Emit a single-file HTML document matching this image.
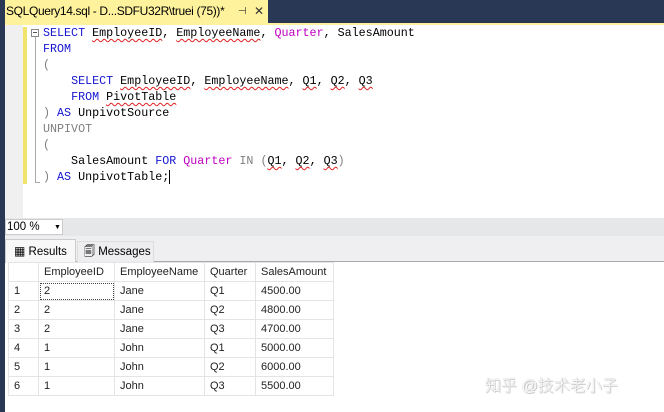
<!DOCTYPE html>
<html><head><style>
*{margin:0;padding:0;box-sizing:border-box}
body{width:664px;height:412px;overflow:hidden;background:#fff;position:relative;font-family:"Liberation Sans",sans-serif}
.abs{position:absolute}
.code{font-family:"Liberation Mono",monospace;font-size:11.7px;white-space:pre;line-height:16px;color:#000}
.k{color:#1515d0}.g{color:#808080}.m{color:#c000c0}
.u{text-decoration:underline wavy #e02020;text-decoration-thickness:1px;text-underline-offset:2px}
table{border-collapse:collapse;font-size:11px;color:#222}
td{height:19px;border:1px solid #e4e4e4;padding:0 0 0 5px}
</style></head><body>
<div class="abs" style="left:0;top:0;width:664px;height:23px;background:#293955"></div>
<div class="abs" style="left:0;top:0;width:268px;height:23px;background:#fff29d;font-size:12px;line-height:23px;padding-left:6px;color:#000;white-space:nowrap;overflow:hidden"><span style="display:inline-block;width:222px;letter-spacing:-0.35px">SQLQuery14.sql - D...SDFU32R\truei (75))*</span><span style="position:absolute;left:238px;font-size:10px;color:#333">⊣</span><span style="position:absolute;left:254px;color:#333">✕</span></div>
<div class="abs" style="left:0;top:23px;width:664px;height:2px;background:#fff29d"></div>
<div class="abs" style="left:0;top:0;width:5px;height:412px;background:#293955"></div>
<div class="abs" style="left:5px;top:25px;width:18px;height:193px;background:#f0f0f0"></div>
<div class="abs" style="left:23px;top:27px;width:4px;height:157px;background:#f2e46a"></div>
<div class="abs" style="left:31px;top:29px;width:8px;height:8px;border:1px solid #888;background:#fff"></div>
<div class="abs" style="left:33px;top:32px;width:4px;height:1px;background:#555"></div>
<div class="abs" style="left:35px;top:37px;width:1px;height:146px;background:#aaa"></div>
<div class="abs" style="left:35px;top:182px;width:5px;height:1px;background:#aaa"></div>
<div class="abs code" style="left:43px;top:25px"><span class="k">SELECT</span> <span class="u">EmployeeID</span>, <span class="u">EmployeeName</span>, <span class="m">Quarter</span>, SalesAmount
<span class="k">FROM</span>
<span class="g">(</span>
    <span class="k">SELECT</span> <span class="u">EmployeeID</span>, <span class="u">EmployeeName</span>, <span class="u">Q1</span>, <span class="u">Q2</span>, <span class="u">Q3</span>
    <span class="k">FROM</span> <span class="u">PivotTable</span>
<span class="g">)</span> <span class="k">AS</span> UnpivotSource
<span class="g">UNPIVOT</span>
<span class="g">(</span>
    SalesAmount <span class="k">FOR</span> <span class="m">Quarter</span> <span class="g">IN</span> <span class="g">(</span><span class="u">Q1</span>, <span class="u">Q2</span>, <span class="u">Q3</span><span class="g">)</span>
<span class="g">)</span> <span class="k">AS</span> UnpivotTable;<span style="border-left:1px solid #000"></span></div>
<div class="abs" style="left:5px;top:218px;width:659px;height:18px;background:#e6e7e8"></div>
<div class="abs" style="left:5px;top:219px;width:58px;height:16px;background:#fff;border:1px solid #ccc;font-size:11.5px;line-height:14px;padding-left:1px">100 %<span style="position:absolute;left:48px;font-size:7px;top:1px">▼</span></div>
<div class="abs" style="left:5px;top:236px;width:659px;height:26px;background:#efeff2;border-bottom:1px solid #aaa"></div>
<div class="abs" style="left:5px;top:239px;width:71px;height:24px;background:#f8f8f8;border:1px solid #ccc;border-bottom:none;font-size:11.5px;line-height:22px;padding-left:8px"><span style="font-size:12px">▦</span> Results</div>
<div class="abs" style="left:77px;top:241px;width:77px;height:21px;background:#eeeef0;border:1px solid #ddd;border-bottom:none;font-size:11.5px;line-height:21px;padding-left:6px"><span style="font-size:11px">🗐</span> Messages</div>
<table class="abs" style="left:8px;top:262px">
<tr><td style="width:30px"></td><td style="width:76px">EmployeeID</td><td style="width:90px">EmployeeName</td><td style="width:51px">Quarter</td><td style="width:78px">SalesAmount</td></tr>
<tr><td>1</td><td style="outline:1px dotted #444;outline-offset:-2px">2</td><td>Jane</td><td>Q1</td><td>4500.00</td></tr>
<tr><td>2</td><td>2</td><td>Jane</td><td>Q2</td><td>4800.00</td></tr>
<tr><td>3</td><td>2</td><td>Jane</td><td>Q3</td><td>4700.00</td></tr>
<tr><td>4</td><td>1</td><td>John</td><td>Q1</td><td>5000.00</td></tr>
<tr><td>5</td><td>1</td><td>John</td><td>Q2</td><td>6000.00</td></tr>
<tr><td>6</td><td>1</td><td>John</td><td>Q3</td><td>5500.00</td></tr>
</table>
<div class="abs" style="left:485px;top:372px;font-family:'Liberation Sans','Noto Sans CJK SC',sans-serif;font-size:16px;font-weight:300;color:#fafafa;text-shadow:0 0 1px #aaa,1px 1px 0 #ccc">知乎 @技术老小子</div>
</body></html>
****************************************
EXERCISE DETAILS ▸
Copy each line in full and exactly, omitting any picture.

COMPLETED EXERCISE ▸
Emit a single-file HTML document matching this image.
<!DOCTYPE html>
<html><head><style>
*{margin:0;padding:0;box-sizing:border-box}
body{width:664px;height:412px;overflow:hidden;background:#fff;position:relative;font-family:"Liberation Sans",sans-serif}
.abs{position:absolute}
.code{font-family:"Liberation Mono",monospace;font-size:11.7px;white-space:pre;line-height:16px;color:#000}
.k{color:#1515d0}.g{color:#808080}.m{color:#c000c0}
.u{text-decoration:underline wavy #e02020;text-decoration-thickness:1px;text-underline-offset:2px}
table{border-collapse:collapse;font-size:11px;color:#222}
td{height:19px;border:1px solid #e4e4e4;padding:0 0 0 5px}
</style></head><body>
<div class="abs" style="left:0;top:0;width:664px;height:23px;background:#293955"></div>
<div class="abs" style="left:0;top:0;width:268px;height:23px;background:#fff29d;font-size:12px;line-height:23px;padding-left:6px;color:#000;white-space:nowrap;overflow:hidden"><span style="display:inline-block;width:222px;letter-spacing:-0.35px">SQLQuery14.sql - D...SDFU32R\truei (75))*</span><span style="position:absolute;left:238px;font-size:10px;color:#333">⊣</span><span style="position:absolute;left:254px;color:#333">✕</span></div>
<div class="abs" style="left:0;top:23px;width:664px;height:2px;background:#fff29d"></div>
<div class="abs" style="left:0;top:0;width:5px;height:412px;background:#293955"></div>
<div class="abs" style="left:5px;top:25px;width:18px;height:193px;background:#f0f0f0"></div>
<div class="abs" style="left:23px;top:27px;width:4px;height:157px;background:#f2e46a"></div>
<div class="abs" style="left:31px;top:29px;width:8px;height:8px;border:1px solid #888;background:#fff"></div>
<div class="abs" style="left:33px;top:32px;width:4px;height:1px;background:#555"></div>
<div class="abs" style="left:35px;top:37px;width:1px;height:146px;background:#aaa"></div>
<div class="abs" style="left:35px;top:182px;width:5px;height:1px;background:#aaa"></div>
<div class="abs code" style="left:43px;top:25px"><span class="k">SELECT</span> <span class="u">EmployeeID</span>, <span class="u">EmployeeName</span>, <span class="m">Quarter</span>, SalesAmount
<span class="k">FROM</span>
<span class="g">(</span>
    <span class="k">SELECT</span> <span class="u">EmployeeID</span>, <span class="u">EmployeeName</span>, <span class="u">Q1</span>, <span class="u">Q2</span>, <span class="u">Q3</span>
    <span class="k">FROM</span> <span class="u">PivotTable</span>
<span class="g">)</span> <span class="k">AS</span> UnpivotSource
<span class="g">UNPIVOT</span>
<span class="g">(</span>
    SalesAmount <span class="k">FOR</span> <span class="m">Quarter</span> <span class="g">IN</span> <span class="g">(</span><span class="u">Q1</span>, <span class="u">Q2</span>, <span class="u">Q3</span><span class="g">)</span>
<span class="g">)</span> <span class="k">AS</span> UnpivotTable;<span style="border-left:1px solid #000"></span></div>
<div class="abs" style="left:5px;top:218px;width:659px;height:18px;background:#e6e7e8"></div>
<div class="abs" style="left:5px;top:219px;width:58px;height:16px;background:#fff;border:1px solid #ccc;font-size:11.5px;line-height:14px;padding-left:1px">100 %<span style="position:absolute;left:48px;font-size:7px;top:1px">▼</span></div>
<div class="abs" style="left:5px;top:236px;width:659px;height:26px;background:#efeff2;border-bottom:1px solid #aaa"></div>
<div class="abs" style="left:5px;top:239px;width:71px;height:24px;background:#f8f8f8;border:1px solid #ccc;border-bottom:none;font-size:11.5px;line-height:22px;padding-left:8px"><span style="font-size:12px">▦</span> Results</div>
<div class="abs" style="left:77px;top:241px;width:77px;height:21px;background:#eeeef0;border:1px solid #ddd;border-bottom:none;font-size:11.5px;line-height:21px;padding-left:6px"><span style="font-size:11px">🗐</span> Messages</div>
<table class="abs" style="left:8px;top:262px">
<tr><td style="width:30px"></td><td style="width:76px">EmployeeID</td><td style="width:90px">EmployeeName</td><td style="width:51px">Quarter</td><td style="width:78px">SalesAmount</td></tr>
<tr><td>1</td><td style="outline:1px dotted #444;outline-offset:-2px">2</td><td>Jane</td><td>Q1</td><td>4500.00</td></tr>
<tr><td>2</td><td>2</td><td>Jane</td><td>Q2</td><td>4800.00</td></tr>
<tr><td>3</td><td>2</td><td>Jane</td><td>Q3</td><td>4700.00</td></tr>
<tr><td>4</td><td>1</td><td>John</td><td>Q1</td><td>5000.00</td></tr>
<tr><td>5</td><td>1</td><td>John</td><td>Q2</td><td>6000.00</td></tr>
<tr><td>6</td><td>1</td><td>John</td><td>Q3</td><td>5500.00</td></tr>
</table>
<div class="abs" style="left:485px;top:372px;font-family:'Liberation Sans','Noto Sans CJK SC',sans-serif;font-size:16px;font-weight:300;color:#fafafa;text-shadow:0 0 1px #aaa,1px 1px 0 #ccc">知乎 @技术老小子</div>
</body></html>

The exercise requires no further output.